- Capital: Królewiec (de facto 1454–1455; de jure 1454–1466) Knipawa (de facto 1455) none (de facto 1455–1466)
- • 1454–1455: Ścibor Bażyński
- • Established: April 1454
- • Capitulation of Knipawa: 14 February 1455
- • Second Peace of Thorn: 19 October 1466
- • Country: Crown of the Kingdom of Poland
| Preceded by | Succeeded by |
| / State of the Teutonic Order | State of the Teutonic Order / |

= Królewiec Voivodeship =

1454–1466 voivodeship of Poland

The Królewiec Voivodeship (Note: Polish: Województwo królewieckie; Latin: Palatinatus Kinsbergensis; German: Woiwodschaft Königsberg) was a short-lived voivodeship of the Crown of the Kingdom of Poland, with capital in the city of Königsberg (Polish: Królewiec, now Kaliningrad, Russia), that existed during the Thirteen Years' War. It was established by king Casimir IV Jagiellon in April 1454, following the incorporation of the city and the surrounding area into Poland, from the territory of the State of the Teutonic Order. Following the capitulation of Polish forces in the battle of Kneiphof, on 14 February 1455, the voivodeship fell under the control of the Teutonic forces. The voivodeship formally ceased to exist following the signing of the Second Peace of Thorn, on 19 October 1466, which affirmed its area under the ownership of the State of the Teutonic Order, as a part and fief of Poland.

== Government ==
The region was governed by the voivode.
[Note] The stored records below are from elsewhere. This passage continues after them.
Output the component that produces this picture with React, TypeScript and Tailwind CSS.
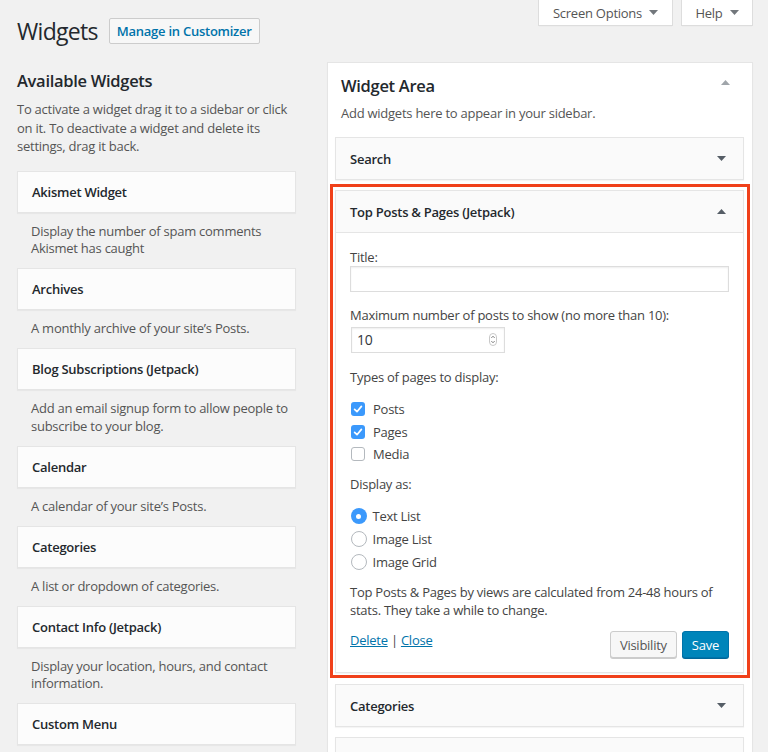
import React from "react";

const available = [
  { name: "Akismet Widget", desc: "Display the number of spam comments Akismet has caught" },
  { name: "Archives", desc: "A monthly archive of your site’s Posts." },
  { name: "Blog Subscriptions (Jetpack)", desc: "Add an email signup form to allow people to subscribe to your blog." },
  { name: "Calendar", desc: "A calendar of your site’s Posts." },
  { name: "Categories", desc: "A list or dropdown of categories." },
  { name: "Contact Info (Jetpack)", desc: "Display your location, hours, and contact information." },
  { name: "Custom Menu", desc: "Add a custom menu to your sidebar." },
];

function Arrow({ up = false, color = "#555d66" }: { up?: boolean; color?: string }) {
  return (
    <svg width="9" height="5" viewBox="0 0 9 5" className="shrink-0">
      <path d={up ? "M0 5 L4.5 0 L9 5 Z" : "M0 0 L4.5 5 L9 0 Z"} fill={color} />
    </svg>
  );
}

function Checkbox({ checked, label }: { checked: boolean; label: string }) {
  return (
    <div className="flex h-[22.5px] items-center gap-[8px]">
      {checked ? (
        <span className="ml-[1px] flex h-[14px] w-[14px] items-center justify-center rounded-[3px] bg-[#3b99fc]">
          <svg width="14" height="14" viewBox="0 0 14 14">
            <path d="M3.6 7.3 L6 9.7 L10.4 4.4" fill="none" stroke="#fff" strokeWidth="1.7" strokeLinecap="round" strokeLinejoin="round" />
          </svg>
        </span>
      ) : (
        <span className="ml-[1px] h-[14px] w-[14px] rounded-[3px] border border-[#b4b9be] bg-white" />
      )}
      <span>{label}</span>
    </div>
  );
}

function Radio({ checked, label }: { checked: boolean; label: string }) {
  return (
    <div className="flex h-[23px] items-center gap-[6px]">
      {checked ? (
        <span className="ml-[0.5px] flex h-[16px] w-[16px] items-center justify-center rounded-full bg-[#3b99fc]">
          <span className="h-[5px] w-[5px] rounded-full bg-white" />
        </span>
      ) : (
        <span className="ml-[0.5px] h-[16px] w-[16px] rounded-full border border-[#b4b9be] bg-white" />
      )}
      <span>{label}</span>
    </div>
  );
}

function ClosedWidget({ title }: { title: string }) {
  return (
    <div className="flex h-[43px] items-center justify-between border border-[#e5e5e5] bg-[#fafafa] pl-[14px] pr-[17px] font-semibold text-[#23282d] shadow-[0_1px_1px_rgba(0,0,0,0.04)]">
      <span>{title}</span>
      <Arrow />
    </div>
  );
}

export default function App() {
  return (
    <div className="min-h-screen bg-[#f1f1f1] font-['Open_Sans',sans-serif] text-[13px] leading-[18px] tracking-[-0.25px] text-[#444]">
      {/* header */}
      <div className="flex items-start justify-between pl-[17px] pr-[15px]">
        <div className="mt-[18px] flex items-center gap-[11px]">
          <h1 className="text-[23px] leading-[26px] tracking-[-0.7px] text-[#23282d]">Widgets</h1>
          <button className="h-[26px] rounded-[2px] border border-[#ccc] bg-[#f7f7f7] px-[7px] text-[13px] font-semibold text-[#0073aa]">
            Manage in Customizer
          </button>
        </div>
        <div className="flex gap-[8px]">
          <div className="flex h-[26px] w-[135px] items-center justify-center gap-[7px] border-x border-b border-[#ddd] bg-white text-[#555] shadow-[0_1px_1px_-1px_rgba(0,0,0,0.1)]">
            <span>Screen Options</span>
            <Arrow color="#72777c" />
          </div>
          <div className="flex h-[26px] w-[72px] items-center justify-center gap-[7px] border-x border-b border-[#ddd] bg-white text-[#555] shadow-[0_1px_1px_-1px_rgba(0,0,0,0.1)]">
            <span>Help</span>
            <Arrow color="#72777c" />
          </div>
        </div>
      </div>

      <div className="mt-[18px] flex gap-[31px] pl-[17px] pr-[15px]">
        {/* available widgets */}
        <div className="w-[279px] shrink-0">
          <h2 className="mt-[7px] text-[16.5px] font-semibold leading-[24px] tracking-[-0.3px] text-[#23282d]">Available Widgets</h2>
          <p className="mt-[7px] leading-[18.5px] text-[#555]">
            To activate a widget drag it to a sidebar or click on it. To deactivate a widget and delete its settings, drag it back.
          </p>
          <div className="mt-[15px]">
            {available.map((w) => (
              <div key={w.name}>
                <div className="flex h-[42px] items-center border border-[#e5e5e5] bg-[#fcfcfc] px-[14px] font-semibold text-[#23282d] shadow-[0_1px_1px_rgba(0,0,0,0.04)]">
                  {w.name}
                </div>
                <div className="pb-[10.5px] pl-[14px] pr-[6px] pt-[10px] leading-[17.5px] text-[#555]">{w.desc}</div>
              </div>
            ))}
          </div>
        </div>

        {/* sidebar */}
        <div className="w-[426px] shrink-0 self-start border border-[#e5e5e5] bg-white pb-[20px] shadow-[0_1px_1px_rgba(0,0,0,0.04)]">
          <div className="flex items-start justify-between pl-[13px] pr-[22px] pt-[11px]">
            <h2 className="text-[16.5px] font-semibold leading-[24px] tracking-[-0.3px] text-[#23282d]">Widget Area</h2>
            <div className="mt-[6px]">
              <Arrow up color="#a0a5aa" />
            </div>
          </div>
          <p className="mt-[6px] px-[13px] text-[#555]">Add widgets here to appear in your sidebar.</p>

          <div className="mt-[15px] pl-[7px] pr-[8px]">
            <div className="mb-[4px]">
              <ClosedWidget title="Search" />
            </div>

            <div className="-ml-[5px] -mr-[6px] mb-[6px] border-[3px] border-[#f0401a] pb-[2px] pl-[2px] pr-[3px] pt-[3px]">
              <div className="border border-[#e5e5e5] bg-white shadow-[0_1px_1px_rgba(0,0,0,0.04)]">
                <div className="flex h-[42px] items-center justify-between border-b border-[#e5e5e5] bg-[#fafafa] pl-[14px] pr-[17px] font-semibold text-[#23282d]">
                  <span>Top Posts &amp; Pages (Jetpack)</span>
                  <Arrow up />
                </div>
                <div className="px-[14px] pb-[14px] pt-[15px]">
                  <div>Title:</div>
                  <div className="h-[26px] w-full border border-[#ddd] bg-white shadow-[inset_0_1px_2px_rgba(0,0,0,0.07)]" />

                  <div className="mt-[13.5px]">Maximum number of posts to show (no more than 10):</div>
                  <div className="ml-[1px] mt-[3px] flex h-[26px] w-[154px] items-center justify-between border border-[#ddd] bg-white pl-[5px] pr-[7px] text-[14px] text-[#32373c] shadow-[inset_0_1px_2px_rgba(0,0,0,0.07)]">
                    <span>10</span>
                    <svg width="8" height="13" viewBox="0 0 8 13">
                      <rect x="0.5" y="0.5" width="7" height="12" rx="3.5" fill="#fff" stroke="#c8c8c8" />
                      <path d="M2.3 5 L4 3.2 L5.7 5" fill="none" stroke="#777" strokeWidth="0.9" />
                      <path d="M2.3 8 L4 9.8 L5.7 8" fill="none" stroke="#777" strokeWidth="0.9" />
                    </svg>
                  </div>

                  <div className="mt-[15.5px]">Types of pages to display:</div>
                  <div className="mt-[12px]">
                    <Checkbox checked label="Posts" />
                    <Checkbox checked label="Pages" />
                    <Checkbox checked={false} label="Media" />
                  </div>

                  <div className="mt-[9px]">Display as:</div>
                  <div className="mt-[12px]">
                    <Radio checked label="Text List" />
                    <Radio checked={false} label="Image List" />
                    <Radio checked={false} label="Image Grid" />
                  </div>

                  <p className="mt-[9px] leading-[18.3px]">
                    Top Posts &amp; Pages by views are calculated from 24-48 hours of stats. They take a while to change.
                  </p>

                  <div className="mt-[11px] flex items-start justify-between">
                    <div className="pt-[1px]">
                      <a className="text-[#0073aa] underline">Delete</a>
                      <span> | </span>
                      <a className="text-[#0073aa] underline">Close</a>
                    </div>
                    <div className="mt-[1px] flex gap-[5px]">
                      <button className="h-[27px] rounded-[3px] border border-[#ccc] bg-[#f7f7f7] px-[9px] text-[13px] text-[#555] shadow-[0_1px_0_#ccc]">
                        Visibility
                      </button>
                      <button className="h-[27px] rounded-[3px] border border-[#0073aa] bg-[#0085ba] px-[9px] text-[13px] text-white shadow-[0_1px_0_#006799]">
                        Save
                      </button>
                    </div>
                  </div>
                </div>
              </div>
            </div>

            <div className="mb-[10px]">
              <ClosedWidget title="Categories" />
            </div>
            <ClosedWidget title="Archives" />
          </div>
        </div>
      </div>
    </div>
  );
}
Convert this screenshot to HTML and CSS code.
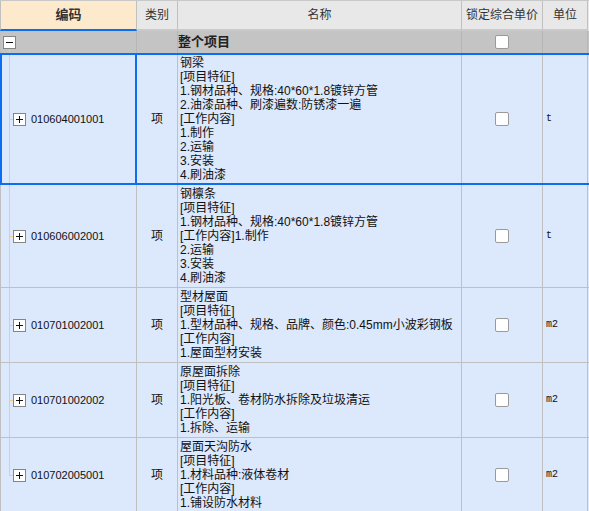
FILE: index.html
```html
<!DOCTYPE html>
<html lang="zh-CN">
<head>
  <meta charset="UTF-8">
  <title>清单</title>
  <link rel="stylesheet" href="styles.css">
</head>
<body>
  <div class="grid">
    <div class="row head">
      <div class="cell code-h">编码</div>
      <div class="cell">类别</div>
      <div class="cell">名称</div>
      <div class="cell">锁定综合单价</div>
      <div class="cell">单位</div>
    </div>

    <div class="row group">
      <div class="cell code"><span class="toggle"></span></div>
      <div class="cell"></div>
      <div class="cell name">整个项目</div>
      <div class="cell check"><span class="box"></span></div>
      <div class="cell"></div>
    </div>

    <div class="row sel">
      <div class="cell code"><span class="toggle plus"></span><span class="num">010604001001</span></div>
      <div class="cell type">项</div>
      <div class="cell name">钢梁<br>[项目特征]<br>1.钢材品种、规格:40*60*1.8镀锌方管<br>2.油漆品种、刷漆遍数:防锈漆一遍<br>[工作内容]<br>1.制作<br>2.运输<br>3.安装<br>4.刷油漆</div>
      <div class="cell check"><span class="box"></span></div>
      <div class="cell unit">t</div>
    </div>

    <div class="row">
      <div class="cell code"><span class="toggle plus"></span><span class="num">010606002001</span></div>
      <div class="cell type">项</div>
      <div class="cell name">钢檩条<br>[项目特征]<br>1.钢材品种、规格:40*60*1.8镀锌方管<br>[工作内容]1.制作<br>2.运输<br>3.安装<br>4.刷油漆</div>
      <div class="cell check"><span class="box"></span></div>
      <div class="cell unit">t</div>
    </div>

    <div class="row">
      <div class="cell code"><span class="toggle plus"></span><span class="num">010701002001</span></div>
      <div class="cell type">项</div>
      <div class="cell name">型材屋面<br>[项目特征]<br>1.型材品种、规格、品牌、颜色:0.45mm小波彩钢板<br>[工作内容]<br>1.屋面型材安装</div>
      <div class="cell check"><span class="box"></span></div>
      <div class="cell unit">m2</div>
    </div>

    <div class="row">
      <div class="cell code"><span class="toggle plus"></span><span class="num">010701002002</span></div>
      <div class="cell type">项</div>
      <div class="cell name">原屋面拆除<br>[项目特征]<br>1.阳光板、卷材防水拆除及垃圾清运<br>[工作内容]<br>1.拆除、运输</div>
      <div class="cell check"><span class="box"></span></div>
      <div class="cell unit">m2</div>
    </div>

    <div class="row last">
      <div class="cell code"><span class="toggle plus"></span><span class="num">010702005001</span></div>
      <div class="cell type">项</div>
      <div class="cell name">屋面天沟防水<br>[项目特征]<br>1.材料品种:液体卷材<br>[工作内容]<br>1.铺设防水材料</div>
      <div class="cell check"><span class="box"></span></div>
      <div class="cell unit">m2</div>
    </div>
  </div>
</body>
</html>
```

FILE: styles.css
```css
html {
  overflow: hidden;
}

body {
  margin: 0;
  background-color: #fff;
  font-family: "Liberation Sans", "Noto Sans CJK SC", sans-serif;
  font-size: 12px;
  color: #111;
}

.grid {
  width: 589px;
}

.row {
  display: grid;
  grid-template-columns: 137px 41px 284px 81px 45px 1fr;
  background-color: #dce8fc;
  border-bottom: 1px solid #c0c0c0;
}

.cell {
  box-sizing: border-box;
  border-right: 1px solid #c0c0c0;
  padding: 2px 0;
  line-height: 14px;
}

.cell:first-child {
  border-left: 1px solid #c0c0c0;
}

/* header */
.head {
  height: 30px;
  background-color: #e8e8e8;
  border-top: 1px solid #c8c8c8;
  border-bottom: none;
}

.head .cell {
  display: flex;
  align-items: center;
  justify-content: center;
  padding: 0;
  color: #333;
  border-bottom: 2px solid #cacaca;
}

.head .code-h {
  background-color: #fde9cc;
  font-weight: bold;
  font-size: 13px;
  border-bottom-color: #0b6df2;
}

/* group row */
.group {
  height: 22px;
  background-color: #c4c4c4;
  border-bottom: none;
}

.group .cell {
  padding: 0;
  border-right-color: #b6b6b6;
}

.group .name {
  display: flex;
  align-items: center;
  font-weight: bold;
  font-size: 13px;
  color: #222;
}

.group .code {
  padding-left: 2px;
}

/* selected row */
.sel {
  border-top: 2px solid #0b6df2;
  border-bottom: 2px solid #0b6df2;
}

.sel .cell {
  padding-top: 1px;
  padding-bottom: 1px;
}

.sel .code {
  border-left: 2px solid #0b6df2;
  border-right: 2px solid #0b6df2;
  padding-left: 11px;
}

/* code column with tree lines */
.code {
  position: relative;
  display: flex;
  align-items: center;
  padding-left: 12px;
}

.code::before {
  content: "";
  position: absolute;
  left: 8px;
  top: 0;
  bottom: 0;
  width: 1px;
  background-color: #f8c887;
}

.code::after {
  content: "";
  position: absolute;
  left: 8px;
  top: 50%;
  width: 4px;
  height: 1px;
  background-color: #f8c887;
}

.sel .code::before,
.sel .code::after {
  left: 7px;
}

.group .code::before {
  top: 17px;
}

.group .code::after {
  display: none;
}

.last .code::before {
  bottom: 50%;
}

.toggle {
  position: relative;
  box-sizing: border-box;
  width: 13px;
  height: 13px;
  border: 1px solid #858585;
  background-color: #fff;
  flex-shrink: 0;
}

.toggle::before,
.plus::after {
  content: "";
  position: absolute;
  background-color: #111;
}

.toggle::before {
  left: 2px;
  top: 5px;
  width: 7px;
  height: 1px;
}

.plus::after {
  left: 5px;
  top: 2px;
  width: 1px;
  height: 7px;
}

.num {
  margin-left: 5px;
  font-size: 11px;
  color: #111;
}

.type {
  display: flex;
  align-items: center;
  justify-content: center;
}

.name {
  padding-left: 2px;
  white-space: nowrap;
}

.check {
  display: flex;
  align-items: center;
  justify-content: center;
}

.box {
  box-sizing: border-box;
  width: 14px;
  height: 14px;
  border: 1px solid #9a9a9a;
  border-radius: 2px;
  background-color: #fff;
}

.unit {
  display: flex;
  align-items: center;
  padding-left: 3px;
  font-family: "Liberation Mono", monospace;
  font-size: 10px;
}
```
The only voivode of the voivodeship Ścibor Bażyński, who was in the office from April 1454 to 1455. The last mention of Ścibor, that refers to him as the voivode of Królewiec, comes from 12 April 1455. Due to the ongoing fighting in the region during the Thirteen Years' War, and later its occupation, the voivodeship did not have an organized administration, nor appointed the new voivode after 1455.